The conjugate gradient is an iterative method and the fastest and most memory efficient method for large symmetric positive definite matrices. Preconditioning is important for the conjugate gradient to converge. However, compared to the direct solver, the iterative methods are less accurate and may have convergence issues when the matrix is ill-conditioned.

  1. For very large non-symmetric matrices:
    # Always use preconditioner for large systems
    from scipy.sparse.linalg import spilu
    
    # ILU preconditioner
    P = spilu(A)
    M = lambda x: P.solve(x)
    
    x, info = linalg.gmres(A, b, M=M, tol=1e-10)
    
    # If memory is an issue, switch to BiCG
    if memory_error:
        x, info = linalg.bicg(A, b, tol=1e-10)
    

The GMRES is the most robust iterative method for large non-symmetric matrices. However, it requires more memory than the conjugate gradient. If the memory is an issue, we can switch to BiCG.

Please check the info return value for convergence of the iterative methods.

Eigenvalues and Eigenvectors

For large sparse matrices, we usually only need a few eigenvalues/eigenvectors. The scipy.sparse.linalg module provides methods to compute them efficiently:

from scipy.sparse.linalg import eigs, eigsh, svds
# Create a large sparse symmetric matrix
n = 1000
A = sparse.diags([1, -2, 1], [-1, 0, 1], shape=(n, n), format='csr')

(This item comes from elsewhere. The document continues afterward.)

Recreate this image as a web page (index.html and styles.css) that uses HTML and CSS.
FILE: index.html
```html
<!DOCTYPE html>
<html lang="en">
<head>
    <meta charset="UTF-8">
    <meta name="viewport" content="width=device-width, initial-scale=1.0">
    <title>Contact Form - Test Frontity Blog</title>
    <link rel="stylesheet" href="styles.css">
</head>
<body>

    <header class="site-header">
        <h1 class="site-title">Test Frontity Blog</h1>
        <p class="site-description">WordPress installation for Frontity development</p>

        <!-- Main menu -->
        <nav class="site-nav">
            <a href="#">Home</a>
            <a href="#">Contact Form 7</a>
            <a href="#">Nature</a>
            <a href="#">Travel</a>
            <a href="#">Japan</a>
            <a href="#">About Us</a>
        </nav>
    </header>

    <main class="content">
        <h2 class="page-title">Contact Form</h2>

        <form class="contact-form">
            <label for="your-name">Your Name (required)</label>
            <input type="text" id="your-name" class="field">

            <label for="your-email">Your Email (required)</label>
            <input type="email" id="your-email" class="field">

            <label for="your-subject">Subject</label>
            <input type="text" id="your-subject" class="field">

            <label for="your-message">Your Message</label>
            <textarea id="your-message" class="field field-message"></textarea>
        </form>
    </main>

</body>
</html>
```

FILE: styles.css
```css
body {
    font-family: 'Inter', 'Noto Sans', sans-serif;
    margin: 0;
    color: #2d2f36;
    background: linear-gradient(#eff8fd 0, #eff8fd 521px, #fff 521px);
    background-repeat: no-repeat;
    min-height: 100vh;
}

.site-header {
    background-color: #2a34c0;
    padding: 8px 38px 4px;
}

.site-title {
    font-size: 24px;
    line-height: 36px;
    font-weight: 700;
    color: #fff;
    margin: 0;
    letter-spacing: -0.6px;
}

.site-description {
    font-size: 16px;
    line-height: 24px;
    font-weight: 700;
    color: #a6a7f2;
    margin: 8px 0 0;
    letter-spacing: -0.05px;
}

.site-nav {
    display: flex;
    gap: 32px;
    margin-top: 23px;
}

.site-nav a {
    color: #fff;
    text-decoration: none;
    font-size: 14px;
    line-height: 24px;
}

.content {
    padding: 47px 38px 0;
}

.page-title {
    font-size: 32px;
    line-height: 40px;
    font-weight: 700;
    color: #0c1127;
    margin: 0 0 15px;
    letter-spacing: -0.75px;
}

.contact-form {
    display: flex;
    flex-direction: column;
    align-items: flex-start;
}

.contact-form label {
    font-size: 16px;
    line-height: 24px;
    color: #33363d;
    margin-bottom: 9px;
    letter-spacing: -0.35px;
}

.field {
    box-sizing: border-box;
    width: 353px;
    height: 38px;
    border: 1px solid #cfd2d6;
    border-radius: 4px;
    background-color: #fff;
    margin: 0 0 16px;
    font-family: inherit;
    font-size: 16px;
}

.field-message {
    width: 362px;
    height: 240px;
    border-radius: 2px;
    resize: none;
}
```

# Compute k largest magnitude eigenvalues
k = 5
eigenvalues, eigenvectors = eigs(A, k=k, which='LM')  # 'LM' selects largest magnitude eigenvalues
# For symmetric matrices
eigenvalues, eigenvectors = eigsh(A, k=k, which='LA')  # 'LA' selects largest algebraic eigenvalues
# Top k singular values and vectors
U, S, VT = svds(A, k=k)

# Different options for 'which':
# 'LM' : largest magnitude
# 'SM' : smallest magnitude
# 'LA' : largest algebraic (only for symmetric)
# 'SA' : smallest algebraic (only for symmetric)

Performance Tips

  1. Choose the right format:

  2. CSR: best for row slicing, matrix-vector products

  3. CSC: best for column slicing
  4. COO: best for constructing matrices
  5. LIL: best for incremental construction

  6. Avoid operations that create dense intermediates:

For example, the trick of saving the LU decomposition of the matrix to avoid recomputing it is no longer efficient for sparse matrices.

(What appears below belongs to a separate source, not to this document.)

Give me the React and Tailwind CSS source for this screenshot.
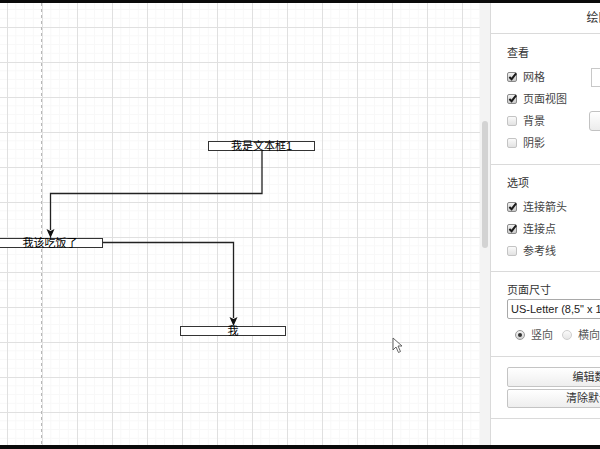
import React from 'react';

const font = "font-['Liberation_Sans','Noto_Sans_CJK_SC',sans-serif]";

function Check({ checked }) {
  return (
    <span
      className={`relative inline-block h-[10px] w-[10px] shrink-0 rounded-[2px] border ${
        checked ? 'border-[#8a8a8a] bg-gradient-to-b from-[#f2f2f2] to-[#c9c9c9]' : 'border-[#c4c4c4] bg-gradient-to-b from-[#fafafa] to-[#e2e2e2]'
      }`}
    >
      {checked ? (
        <svg viewBox="0 0 10 10" className="absolute left-[0px] top-[-1px] h-[9px] w-[9px]">
          <path d="M1.5 5.5 L4 8 L9 1.5" fill="none" stroke="#1a1a1a" strokeWidth="2.2" />
        </svg>
      ) : null}
    </span>
  );
}

function Row({ checked, label, children }) {
  return (
    <div className="flex h-[22px] items-center">
      <Check checked={checked} />
      <span className="ml-[6px] w-[68px] text-[11px] text-[#444]">{label}</span>
      {children}
    </div>
  );
}

function Radio({ checked }) {
  return (
    <span
      className={`flex h-[10px] w-[10px] items-center justify-center rounded-full border ${
        checked ? 'border-[#9a9a9a] bg-gradient-to-b from-[#f4f4f4] to-[#d0d0d0]' : 'border-[#cfcfcf] bg-gradient-to-b from-[#fafafa] to-[#e6e6e6]'
      }`}
    >
      {checked ? <span className="h-[4px] w-[4px] rounded-full bg-[#333]" /> : null}
    </span>
  );
}

function Canvas() {
  return (
    <div className="relative h-full w-[480px] shrink-0 overflow-hidden bg-white">
      <svg className="absolute inset-0" width="480" height="442" viewBox="0 3 480 442">
        <defs>
          <pattern id="grid" x="7" y="27" width="35" height="35" patternUnits="userSpaceOnUse">
            <path d="M8.75 0V35M17.5 0V35M26.25 0V35M0 8.75H35M0 17.5H35M0 26.25H35" stroke="#f8f8f8" strokeWidth="1" fill="none" />
            <path d="M0.5 0V35M0 0.5H35" stroke="#e0e0e0" strokeWidth="1" fill="none" />
          </pattern>
        </defs>
        <rect x="0" y="0" width="480" height="449" fill="url(#grid)" />
        <path d="M41.5 3V445" stroke="#b8b8b8" strokeWidth="1" strokeDasharray="3 3" />
        <path d="M262 150V193.5H50.5V230" fill="none" stroke="#222" strokeWidth="1.3" />
        <path d="M50.5 238 L46.5 229 L50.5 231 L54.5 229 Z" fill="#111" />
        <path d="M103 242.5H233.5V318" fill="none" stroke="#222" strokeWidth="1.3" />
        <path d="M233.5 326 L229.5 317 L233.5 319 L237.5 317 Z" fill="#111" />
        <path
          d="M393 338 L393 350 L396 347 L398.5 352.5 L400.5 351.5 L398 346 L402 346 Z"
          fill="#fff"
          stroke="#555"
          strokeWidth="0.9"
          strokeLinejoin="round"
        />
      </svg>
      <div className="absolute left-[208px] top-[138px] flex h-[10px] w-[107px] items-center justify-center border border-[#333] bg-white text-[11px] leading-[10px] text-black">
        我是文本框1
      </div>
      <div className="absolute left-[-3px] top-[235px] flex h-[10px] w-[106px] items-center justify-center border border-[#333] bg-white text-[11px] leading-[10px] text-black">
        我该吃饭了
      </div>
      <div className="absolute left-[180px] top-[323px] flex h-[10px] w-[106px] items-center justify-center border border-[#333] bg-white text-[11px] leading-[10px] text-black">
        我
      </div>
    </div>
  );
}

function Panel() {
  return (
    <div className="h-full w-[216px] shrink-0 border-l border-[#dadada] bg-white">
      <div className="flex h-[31px] items-center justify-center border-b border-[#dadada] text-[12px] text-[#333]">
        绘图
      </div>
      <div className="border-b border-[#dadada] pb-[10px] pl-[16px] pt-[12px]">
        <div className="mb-[6px] h-[14px] text-[11px] leading-[14px] text-[#333]">查看</div>
        <Row checked label="网格">
          <span className="h-[19px] w-[60px] border border-[#c8c8c8] bg-white" />
        </Row>
        <Row checked label="页面视图" />
        <Row label="背景">
          <span className="ml-[-2px] h-[20px] w-[60px] rounded-[3px] border border-[#c2c2c2] bg-gradient-to-b from-[#ffffff] to-[#ececec]" />
        </Row>
        <Row label="阴影" />
      </div>
      <div className="border-b border-[#dadada] pb-[9px] pl-[16px] pt-[11px]">
        <div className="mb-[6px] h-[14px] text-[11px] leading-[14px] text-[#333]">选项</div>
        <Row checked label="连接箭头" />
        <Row checked label="连接点" />
        <Row label="参考线" />
      </div>
      <div className="border-b border-[#dadada] pb-[12px] pl-[16px] pt-[11px]">
        <div className="h-[14px] text-[11px] leading-[14px] text-[#333]">页面尺寸</div>
        <div className="mt-[2px] flex h-[20px] w-[184px] items-center overflow-hidden whitespace-nowrap rounded-[2px] border border-[#a9a9a9] bg-white pl-[3px] text-[11px] text-[#222]">
          US-Letter (8,5" x 11")
        </div>
        <div className="mt-[7px] flex h-[18px] items-center pl-[8px] text-[11px] text-[#555]">
          <Radio checked />
          <span className="ml-[6px]">竖向</span>
          <span className="ml-[9px]">
            <Radio />
          </span>
          <span className="ml-[6px]">横向</span>
        </div>
      </div>
      <div className="border-b border-[#dadada] pb-[10px] pl-[16px] pt-[10px]">
        <div className="flex h-[20px] w-[184px] items-center justify-center rounded-[2px] border border-[#c4c4c4] bg-gradient-to-b from-[#ffffff] to-[#eeeeee] text-[11px] text-[#333]">
          编辑数据...
        </div>
        <div className="mt-[2px] flex h-[19px] w-[184px] items-center justify-center rounded-[2px] border border-[#c4c4c4] bg-gradient-to-b from-[#ffffff] to-[#eeeeee] text-[11px] text-[#333]">
          清除默认风格
        </div>
      </div>
    </div>
  );
}

export default function App() {
  return (
    <div className={`h-[449px] w-[600px] overflow-hidden bg-black ${font}`}>
      <div className="h-[3px] bg-[#0a0a0a]" />
      <div className="flex h-[442px] bg-white">
        <Canvas />
        <div className="relative h-full w-[10px] shrink-0 bg-[#f3f3f3]">
          <div className="absolute left-[2px] top-[118px] h-[127px] w-[6px] rounded-[3px] bg-[#d3d3d3]" />
        </div>
        <Panel />
      </div>
      <div className="h-[4px] bg-[#0a0a0a]" />
    </div>
  );
}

  1. Use specialized sparse operations:

    # Bad: converts to dense
    diagonal = np.diag(A.toarray())
    
    # Good: stays sparse
    diagonal = A.diagonal()
    

  2. Preconditioning for iterative solvers:

  3. Use appropriate preconditioners for faster convergence

  4. Common choices: diagonal, incomplete LU, incomplete Cholesky

  5. Memory efficiency:

  6. Monitor memory usage with large matrices
  7. Consider using float32 instead of float64 if precision allows

Remember that sparse matrices are most beneficial when the number of non-zero elements is much smaller than the total size of the matrix (typically < 10% non-zero).